Jamie Angus says he was a 15-year-old rugby player at Rutland Senior Secondary when his life changed.
“Took a big hit. Got hit by two guys, (my) body went two different ways,” Angus recalled.
Angus told Global News that he sustained a broken hip during the rugby hit.
“Apparently it popped out when it went back in,” said Angus. “That’s when the damage was done.”
At the time, Angus said his doctor told him he’d need a hip replacement when he got older. But in the years that followed, he developed a reliance on pain killers.
“The only thing that kept me going was codeine,” Angus admitted.
Now 50 years old, Angus says he suffers from a degenerative right hip that forces him to live in constant pain.
“The pain is incredible. It would kill people what I go through on a daily basis,” he said. “I need a new hip.”
However, Angus says his numerous requests for hip-replacement surgery have been refused because of his age.
“That I’m too young,” Angus said of what he’s been told.
“All they want to do is push prescription drugs on me, take this, take that.

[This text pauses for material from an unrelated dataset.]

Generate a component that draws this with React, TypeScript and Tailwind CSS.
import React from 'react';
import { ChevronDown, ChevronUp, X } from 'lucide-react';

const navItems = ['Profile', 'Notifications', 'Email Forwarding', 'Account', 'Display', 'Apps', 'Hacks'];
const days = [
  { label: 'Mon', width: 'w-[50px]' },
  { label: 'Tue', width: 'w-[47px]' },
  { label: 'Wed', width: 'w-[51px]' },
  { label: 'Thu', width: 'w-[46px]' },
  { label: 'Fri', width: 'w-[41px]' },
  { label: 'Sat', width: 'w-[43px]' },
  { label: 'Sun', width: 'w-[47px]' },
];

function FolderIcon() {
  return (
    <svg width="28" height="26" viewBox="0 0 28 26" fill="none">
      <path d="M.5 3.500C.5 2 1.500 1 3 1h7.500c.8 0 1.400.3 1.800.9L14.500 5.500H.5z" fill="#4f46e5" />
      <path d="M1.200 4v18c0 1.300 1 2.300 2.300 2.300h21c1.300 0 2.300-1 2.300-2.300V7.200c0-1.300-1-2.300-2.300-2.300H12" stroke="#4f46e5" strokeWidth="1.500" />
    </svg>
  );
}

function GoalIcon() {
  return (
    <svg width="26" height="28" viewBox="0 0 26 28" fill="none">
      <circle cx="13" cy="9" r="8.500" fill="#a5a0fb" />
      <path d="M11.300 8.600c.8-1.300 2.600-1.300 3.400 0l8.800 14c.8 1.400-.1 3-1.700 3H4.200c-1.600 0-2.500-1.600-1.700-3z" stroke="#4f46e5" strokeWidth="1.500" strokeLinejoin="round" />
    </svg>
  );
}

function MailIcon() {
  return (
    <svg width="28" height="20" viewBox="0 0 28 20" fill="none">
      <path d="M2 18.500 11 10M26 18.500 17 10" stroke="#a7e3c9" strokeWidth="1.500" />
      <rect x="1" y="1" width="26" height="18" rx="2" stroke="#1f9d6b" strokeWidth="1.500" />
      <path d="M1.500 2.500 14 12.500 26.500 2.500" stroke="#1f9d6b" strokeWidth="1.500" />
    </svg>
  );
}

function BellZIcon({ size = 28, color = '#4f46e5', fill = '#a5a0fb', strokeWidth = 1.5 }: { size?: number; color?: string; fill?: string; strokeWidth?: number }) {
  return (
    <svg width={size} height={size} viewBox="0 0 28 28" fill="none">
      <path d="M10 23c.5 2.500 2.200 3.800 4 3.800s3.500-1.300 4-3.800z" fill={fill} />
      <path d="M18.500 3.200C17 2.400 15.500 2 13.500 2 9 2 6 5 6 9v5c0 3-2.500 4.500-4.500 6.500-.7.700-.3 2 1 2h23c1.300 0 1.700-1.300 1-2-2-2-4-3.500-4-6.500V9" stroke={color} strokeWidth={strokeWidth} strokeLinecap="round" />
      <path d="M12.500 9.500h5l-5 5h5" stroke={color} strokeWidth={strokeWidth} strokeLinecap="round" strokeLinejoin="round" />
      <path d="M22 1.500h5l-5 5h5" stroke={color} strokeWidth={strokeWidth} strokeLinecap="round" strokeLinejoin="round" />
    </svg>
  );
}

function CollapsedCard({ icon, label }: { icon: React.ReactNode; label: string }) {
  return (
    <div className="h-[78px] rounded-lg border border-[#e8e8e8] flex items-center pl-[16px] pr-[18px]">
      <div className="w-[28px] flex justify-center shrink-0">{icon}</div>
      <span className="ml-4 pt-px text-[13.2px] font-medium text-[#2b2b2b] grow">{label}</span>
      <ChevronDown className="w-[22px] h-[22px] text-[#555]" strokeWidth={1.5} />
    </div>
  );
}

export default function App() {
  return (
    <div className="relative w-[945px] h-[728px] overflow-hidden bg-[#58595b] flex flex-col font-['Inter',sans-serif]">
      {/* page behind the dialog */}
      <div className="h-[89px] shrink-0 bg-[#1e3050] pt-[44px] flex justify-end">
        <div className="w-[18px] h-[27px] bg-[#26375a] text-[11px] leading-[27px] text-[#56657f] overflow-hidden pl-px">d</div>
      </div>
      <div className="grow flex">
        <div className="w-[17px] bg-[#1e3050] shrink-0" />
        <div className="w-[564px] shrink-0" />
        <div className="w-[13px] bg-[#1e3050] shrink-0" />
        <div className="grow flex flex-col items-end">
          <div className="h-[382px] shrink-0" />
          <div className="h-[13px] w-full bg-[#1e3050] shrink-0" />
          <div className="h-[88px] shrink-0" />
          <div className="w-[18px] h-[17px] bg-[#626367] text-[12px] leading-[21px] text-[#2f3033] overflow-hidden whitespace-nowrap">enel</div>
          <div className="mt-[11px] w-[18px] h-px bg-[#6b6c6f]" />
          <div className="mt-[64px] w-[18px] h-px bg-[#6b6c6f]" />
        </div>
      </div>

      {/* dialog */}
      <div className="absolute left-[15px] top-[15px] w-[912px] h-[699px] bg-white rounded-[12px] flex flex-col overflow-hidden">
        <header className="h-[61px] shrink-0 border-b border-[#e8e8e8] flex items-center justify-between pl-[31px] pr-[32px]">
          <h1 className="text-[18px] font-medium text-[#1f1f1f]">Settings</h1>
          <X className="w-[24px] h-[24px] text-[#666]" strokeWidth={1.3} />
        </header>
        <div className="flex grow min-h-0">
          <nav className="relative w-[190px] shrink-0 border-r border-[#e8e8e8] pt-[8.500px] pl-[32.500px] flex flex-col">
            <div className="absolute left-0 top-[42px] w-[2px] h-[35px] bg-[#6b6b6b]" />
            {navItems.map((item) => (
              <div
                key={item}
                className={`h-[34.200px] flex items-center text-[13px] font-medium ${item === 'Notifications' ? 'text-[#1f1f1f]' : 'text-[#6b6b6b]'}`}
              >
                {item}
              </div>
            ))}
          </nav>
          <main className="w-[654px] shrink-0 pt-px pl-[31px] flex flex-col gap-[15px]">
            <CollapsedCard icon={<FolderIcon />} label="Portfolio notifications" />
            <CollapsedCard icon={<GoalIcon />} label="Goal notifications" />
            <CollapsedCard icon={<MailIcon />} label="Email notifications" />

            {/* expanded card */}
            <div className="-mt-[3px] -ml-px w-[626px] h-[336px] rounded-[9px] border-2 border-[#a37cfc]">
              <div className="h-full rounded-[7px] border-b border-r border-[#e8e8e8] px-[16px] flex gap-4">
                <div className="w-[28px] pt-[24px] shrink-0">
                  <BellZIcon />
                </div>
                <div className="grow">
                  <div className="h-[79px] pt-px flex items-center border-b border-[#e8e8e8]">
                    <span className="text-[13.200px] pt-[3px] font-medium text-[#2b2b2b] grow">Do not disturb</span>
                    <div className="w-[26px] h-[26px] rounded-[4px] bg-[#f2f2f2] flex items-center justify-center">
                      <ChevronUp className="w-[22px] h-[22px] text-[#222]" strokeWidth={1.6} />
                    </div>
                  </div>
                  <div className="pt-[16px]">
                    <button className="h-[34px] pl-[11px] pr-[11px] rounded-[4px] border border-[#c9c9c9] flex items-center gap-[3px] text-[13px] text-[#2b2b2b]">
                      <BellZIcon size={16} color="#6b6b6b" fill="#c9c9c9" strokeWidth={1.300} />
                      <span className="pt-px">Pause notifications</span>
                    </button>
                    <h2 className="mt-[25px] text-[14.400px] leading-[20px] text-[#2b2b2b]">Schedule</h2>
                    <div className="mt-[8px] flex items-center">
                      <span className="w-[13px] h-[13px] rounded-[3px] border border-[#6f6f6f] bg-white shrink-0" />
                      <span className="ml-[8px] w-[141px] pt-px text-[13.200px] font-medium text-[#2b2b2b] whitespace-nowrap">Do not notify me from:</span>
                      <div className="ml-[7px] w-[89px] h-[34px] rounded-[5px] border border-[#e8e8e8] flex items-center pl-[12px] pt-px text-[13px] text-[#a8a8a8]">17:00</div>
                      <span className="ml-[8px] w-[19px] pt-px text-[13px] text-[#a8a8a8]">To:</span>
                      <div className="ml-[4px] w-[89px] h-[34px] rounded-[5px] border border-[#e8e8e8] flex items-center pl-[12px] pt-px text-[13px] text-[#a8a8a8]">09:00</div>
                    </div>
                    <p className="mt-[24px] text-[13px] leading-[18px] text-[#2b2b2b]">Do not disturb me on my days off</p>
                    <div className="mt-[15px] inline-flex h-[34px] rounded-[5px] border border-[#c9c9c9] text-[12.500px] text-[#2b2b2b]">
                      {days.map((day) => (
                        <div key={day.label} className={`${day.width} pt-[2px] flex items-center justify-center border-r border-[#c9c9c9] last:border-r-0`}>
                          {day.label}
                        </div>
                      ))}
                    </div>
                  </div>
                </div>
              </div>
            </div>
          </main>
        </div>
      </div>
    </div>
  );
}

I refuse to; just fix what is broken,” Angus said.
Contacted by Global News, Interior Health said it books procedures based on referrals from surgeons.

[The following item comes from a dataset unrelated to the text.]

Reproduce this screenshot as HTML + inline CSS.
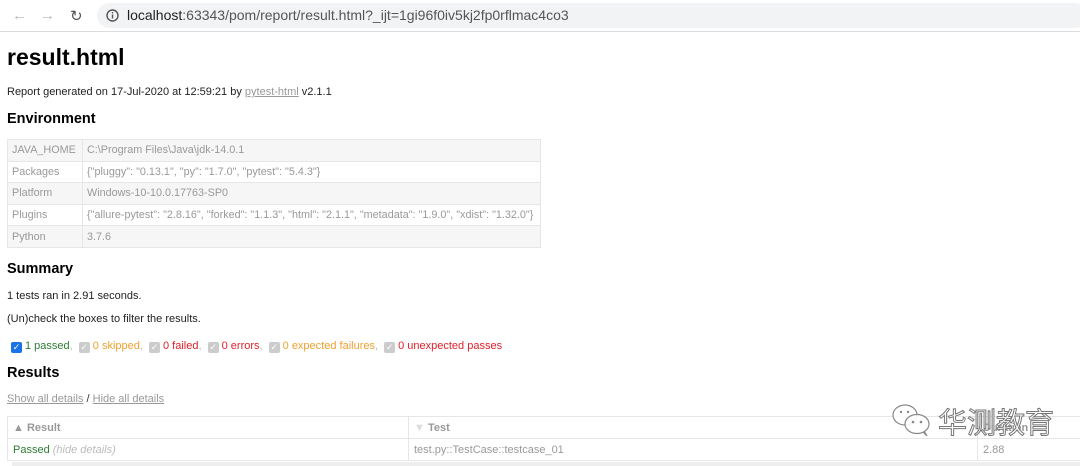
<!DOCTYPE html>
<html><head><meta charset="utf-8"><style>
body{margin:0;width:1080px;height:466px;overflow:hidden;background:#fff;font-family:"Liberation Sans",Arial,sans-serif;font-size:11px;color:#222;position:relative}
.bar{position:absolute;left:0;top:0;width:1080px;height:31px;background:#fff;border-bottom:1px solid #dcdcdc}
.url{position:absolute;left:97px;top:3px;width:990px;height:25px;border-radius:13px;background:#f1f3f4}
.url span{position:absolute;left:30px;top:4px;font-size:14px;color:#555}
.url b{font-weight:normal;color:#202124}
.ab{position:absolute;top:7px;font-size:15px;color:#bbb}
.a{position:absolute;left:7px}
h1{position:absolute;left:7px;top:44px;margin:0;font-size:23px;font-weight:bold;color:#000}
h2{position:absolute;left:7px;margin:0;font-size:14.5px;font-weight:bold;color:#000}
table{border-collapse:collapse;position:absolute;left:7px}
.env td{border:1px solid #e6e6e6;height:20.6px;padding:0 4px;color:#999;font-size:10.8px;white-space:nowrap}
.env tr:nth-child(odd) td{background:#f6f6f6}
.cb{display:inline-block;width:11px;height:11px;background:#ccc;border-radius:2px;vertical-align:-1px;margin:0 3px 0 3px;color:#fff;font-size:9px;line-height:11px;text-align:center}
.res td{border:1px solid #e6e6e6;height:21px;padding:0 5px;font-size:11px}
</style></head><body>
<div class="bar">
<span class="ab" style="left:12px">←</span><span class="ab" style="left:40px">→</span><span class="ab" style="left:70px;color:#555">↻</span>
<div class="url"><svg style="position:absolute;left:9px;top:6px" width="13" height="13"><circle cx="6.5" cy="6.5" r="5.5" fill="none" stroke="#555" stroke-width="1.4"/><rect x="5.8" y="5.5" width="1.4" height="4" fill="#555"/><rect x="5.8" y="3" width="1.4" height="1.4" fill="#555"/></svg><span><b>localhost</b>:63343/pom/report/result.html?_ijt=1gi96f0iv5kj2fp0rflmac4co3</span></div>
</div>
<h1>result.html</h1>
<div class="a" style="top:86px">Report generated on 17-Jul-2020 at 12:59:21 by <u style="color:#999">pytest-html</u> v2.1.1</div>
<h2 style="top:111px">Environment</h2>
<table class="env" style="top:139px;width:534px">
<tr><td style="width:66px">JAVA_HOME</td><td>C:\Program Files\Java\jdk-14.0.1</td></tr>
<tr><td>Packages</td><td>{"pluggy": "0.13.1", "py": "1.7.0", "pytest": "5.4.3"}</td></tr>
<tr><td>Platform</td><td>Windows-10-10.0.17763-SP0</td></tr>
<tr><td>Plugins</td><td>{"allure-pytest": "2.8.16", "forked": "1.1.3", "html": "2.1.1", "metadata": "1.9.0", "xdist": "1.32.0"}</td></tr>
<tr><td>Python</td><td>3.7.6</td></tr>
</table>
<h2 style="top:261px">Summary</h2>
<div class="a" style="top:290px">1 tests ran in 2.91 seconds.</div>
<div class="a" style="top:313px">(Un)check the boxes to filter the results.</div>
<div class="a" style="top:340px;left:8px;white-space:nowrap"><span class="cb" style="background:#1a73e8">✓</span><span style="color:#2e7d32">1 passed</span><span style="color:#bbb">,</span> <span class="cb">✓</span><span style="color:#f0a030">0 skipped</span><span style="color:#bbb">,</span> <span class="cb">✓</span><span style="color:#e0202a">0 failed</span><span style="color:#bbb">,</span> <span class="cb">✓</span><span style="color:#e0202a">0 errors</span><span style="color:#bbb">,</span> <span class="cb">✓</span><span style="color:#f0a030">0 expected failures</span><span style="color:#bbb">,</span> <span class="cb">✓</span><span style="color:#e0202a">0 unexpected passes</span></div>
<h2 style="top:365px">Results</h2>
<div class="a" style="top:393px;color:#999"><u>Show all details</u> <span style="color:#333">/</span> <u>Hide all details</u></div>
<table class="res" style="top:416px;width:1090px">
<tr style="color:#999;font-weight:bold"><td style="width:390px"><span style="font-size:11px;color:#999">▲</span> Result</td><td style="width:558px"><span style="font-size:11px;color:#ddd">▼</span> Test</td><td>Duration</td></tr>
<tr><td><span style="color:#2e7d32">Passed</span> <i style="color:#bbb">(hide details)</i></td><td style="color:#999">test.py::TestCase::testcase_01</td><td style="color:#999">2.88</td></tr>
</table>
<div style="position:absolute;left:12px;top:462px;width:1080px;height:4px;background:#eee"></div>
<svg style="position:absolute;left:890px;top:402px" width="44" height="36"><ellipse cx="15" cy="13" rx="12" ry="10" fill="rgba(255,255,255,.8)" stroke="#888" stroke-width="1.2"/><ellipse cx="27" cy="22" rx="12" ry="9.5" fill="rgba(255,255,255,.9)" stroke="#888" stroke-width="1.2"/><path d="M33 30 L37 34 L34 29" fill="none" stroke="#888" stroke-width="1.2"/><circle cx="23" cy="20" r="1.3" fill="#888"/><circle cx="31" cy="20" r="1.3" fill="#888"/><circle cx="11" cy="10" r="1.2" fill="#888"/><circle cx="18" cy="10" r="1.2" fill="#888"/></svg>
<div style="position:absolute;left:938px;top:400px;font-family:'Liberation Sans','Noto Sans CJK SC',sans-serif;font-size:29px;color:rgba(255,255,255,.85);-webkit-text-stroke:1px #777">华测教育</div>
</body></html>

“We appreciate the challenges this individual is facing,” said Karl Hardt, senior communications consultant for the Interior Health Authority.

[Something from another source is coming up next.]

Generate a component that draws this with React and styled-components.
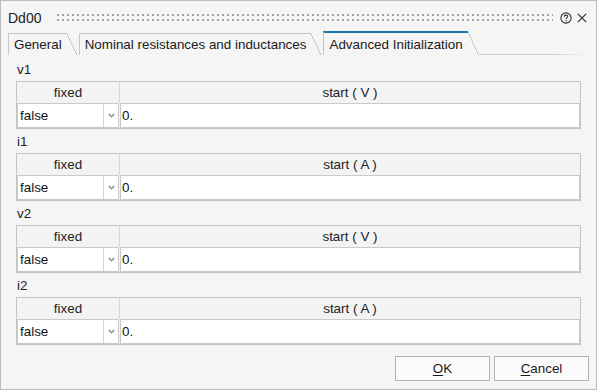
import React from "react";
import styled, { createGlobalStyle } from "styled-components";

const GlobalStyle = createGlobalStyle`
  html, body {
    margin: 0;
    padding: 0;
    background: #ffffff;
  }
  * {
    box-sizing: border-box;
  }
`;

const Window = styled.div`
  width: 597px;
  height: 390px;
  border: 1px solid #bdbdbd;
  background: #f5f5f5;
  font-family: "Liberation Sans", Arial, sans-serif;
  font-size: 13.4px;
  color: #1e1e1e;
  display: flex;
  flex-direction: column;
`;

const TitleBar = styled.div`
  height: 30px;
  padding: 3px 8px 0 7px;
  display: flex;
  align-items: center;
`;

const Title = styled.div`
  font-size: 14px;
  color: #222;
  margin-right: 16px;
`;

// two rows of dots, drag handle
const Grip = styled.div`
  flex: 1;
  height: 7px;
  margin-right: 7px;
  position: relative;

  &::before,
  &::after {
    content: "";
    position: absolute;
    left: 0;
    right: 0;
    height: 2px;
    background-image: linear-gradient(to right, #a3a3a3 2px, transparent 2px);
    background-size: 5px 2px;
  }
  &::before {
    top: 0;
  }
  &::after {
    top: 5px;
  }
`;

const IconButton = styled.span`
  width: 12px;
  height: 12px;
  margin-left: ${(p) => p.$gap || 0}px;
  display: flex;
  align-items: center;
  justify-content: center;
`;

const TabBar = styled.div`
  height: 24px;
  padding-left: 7px;
  display: flex;
  align-items: flex-end;
`;

const Tab = styled.div`
  position: relative;
  height: ${(p) => (p.$active ? 24 : 22)}px;
  padding: 0 5px;
  margin-right: ${(p) => (p.$active ? 10 : 12)}px;
  border-left: 1px solid #c6c6c6;
  border-top: ${(p) => (p.$active ? "2px solid #1b78a8" : "1px solid #c6c6c6")};
  display: flex;
  align-items: center;
  white-space: nowrap;
  color: #1a1a1a;

  &::after {
    content: "";
    position: absolute;
    top: ${(p) => (p.$active ? -1 : 0)}px;
    left: 100%;
    width: 10px;
    height: 100%;
    background: linear-gradient(
      to top right,
      transparent calc(50% - 0.6px),
      #bfbfbf calc(50% - 0.2px),
      #bfbfbf calc(50% + 0.2px),
      transparent calc(50% + 0.6px)
    );
  }
`;

const TabLine = styled.div`
  flex: 1;
  height: 1px;
  margin-right: 10px;
  background: linear-gradient(to right, #d2d2d2 70%, #f0f0f0);
`;

const Content = styled.div`
  padding: 7px 15px 0 15px;
  display: flex;
  flex-direction: column;
  gap: 5px;
`;

const Group = styled.div`
  display: flex;
  flex-direction: column;
`;

const Label = styled.div`
  line-height: 15px;
  margin: 0 0 4px 1px;
`;

const Table = styled.div`
  width: 565px;
  border: 1px solid #c4c4c4;
  display: grid;
  grid-template-columns: 103px 1fr;
  background: #f3f3f3;
`;

const HeaderCell = styled.div`
  height: 21px;
  display: flex;
  align-items: center;
  justify-content: center;
  border-right: ${(p) => (p.$divider ? "1px solid #d4d4d4" : "none")};
  color: #222;
`;

const Cell = styled.div`
  height: 25px;
  background: #ffffff;
  border: 1px solid #c9c9c9;
  margin-right: ${(p) => (p.$gap ? 1 : 0)}px;
  display: flex;
  align-items: center;
  padding-left: ${(p) => p.$pad || 1}px;
  color: #111;
`;

const ComboText = styled.span`
  flex: 1;
`;

const ComboArrow = styled.span`
  width: 15px;
  height: 100%;
  border-left: 1px solid #d4d4d4;
  display: flex;
  align-items: center;
  justify-content: center;
`;

const Footer = styled.div`
  margin-top: 11px;
  padding-right: 7px;
  display: flex;
  justify-content: flex-end;
  gap: 4px;
`;

const Button = styled.button`
  width: 95px;
  height: 25px;
  border: 1px solid #b3b3b3;
  background: #fbfbfb;
  font-family: "Liberation Sans", Arial, sans-serif;
  font-size: 13.4px;
  color: #1a1a1a;
  padding: 0;

  u {
    text-decoration-thickness: 1px;
    text-underline-offset: 2px;
  }
`;

const HelpIcon = () => (
  <svg width="12" height="12" viewBox="0 0 12 12">
    <circle cx="6" cy="6" r="5.1" fill="none" stroke="#2e2e2e" strokeWidth="1.1" />
    <path
      d="M4.3 4.7 C4.3 3.7 5 3.1 6 3.1 C7 3.1 7.7 3.7 7.7 4.5 C7.7 5.4 6.6 5.6 6.1 6.4 L6.1 7.1"
      fill="none"
      stroke="#2e2e2e"
      strokeWidth="1.1"
    />
    <circle cx="6.1" cy="8.8" r="0.7" fill="#2e2e2e" />
  </svg>
);

const CloseIcon = () => (
  <svg width="12" height="12" viewBox="0 0 12 12">
    <path d="M1.8 1.8 L10.2 10.2 M10.2 1.8 L1.8 10.2" stroke="#2e2e2e" strokeWidth="1.2" />
  </svg>
);

const Chevron = () => (
  <svg width="7" height="5" viewBox="0 0 7 5">
    <path d="M0.8 1 L3.5 3.8 L6.2 1" fill="none" stroke="#8a8a8a" strokeWidth="1.3" />
  </svg>
);

const groups = [
  { name: "v1", unit: "V" },
  { name: "i1", unit: "A" },
  { name: "v2", unit: "V" },
  { name: "i2", unit: "A" },
];

function ParamTable({ unit }) {
  return (
    <Table>
      <HeaderCell $divider>fixed</HeaderCell>
      <HeaderCell>start ( {unit} )</HeaderCell>
      <Cell $gap $pad={2}>
        <ComboText>false</ComboText>
        <ComboArrow>
          <Chevron />
        </ComboArrow>
      </Cell>
      <Cell $pad={1}>0.</Cell>
    </Table>
  );
}

export default function App() {
  return (
    <>
      <GlobalStyle />
      <Window>
        <TitleBar>
          <Title>Dd00</Title>
          <Grip />
          <IconButton>
            <HelpIcon />
          </IconButton>
          <IconButton $gap={4}>
            <CloseIcon />
          </IconButton>
        </TitleBar>
        <TabBar>
          <Tab>General</Tab>
          <Tab>Nominal resistances and inductances</Tab>
          <Tab $active>Advanced Initialization</Tab>
          <TabLine />
        </TabBar>
        <Content>
          {groups.map((g) => (
            <Group key={g.name}>
              <Label>{g.name}</Label>
              <ParamTable unit={g.unit} />
            </Group>
          ))}
        </Content>
        <Footer>
          <Button>
            <u>O</u>K
          </Button>
          <Button>
            <u>C</u>ancel
          </Button>
        </Footer>
      </Window>
    </>
  );
}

“The decision to proceed with the surgery is separate from Interior Health.”
Hardt continued, saying “patients who have concerns about physician decisions related to their care can contact the BC College of Physicians and Surgeons, which will look into those concerns and support the patients directly.”
However, Angus says his situation is so painful, so dire that he is considering whatever it takes to get him some relief from the pain.
“Anything I have to … I’m at my wits’ end.”
For Angus, one option includes going to Mexico to have the procedure done.
That option, though, would cost $21,000 – a bill he’ll have to foot on his own.
For Angus, one option includes going to Mexico to have the procedure done.
That option, though, would cost $21,000 – a bill he’ll have to foot on his own.
“It’s not happening in my own province, my own country, my own city,” said Angus.
Notably, though, Angus received some good news on Thursday from a private clinic surgeon in Victoria who said he should get a new hip.
And he’s been placed on a waiting list for that surgery, which he hopes to get some time next fall.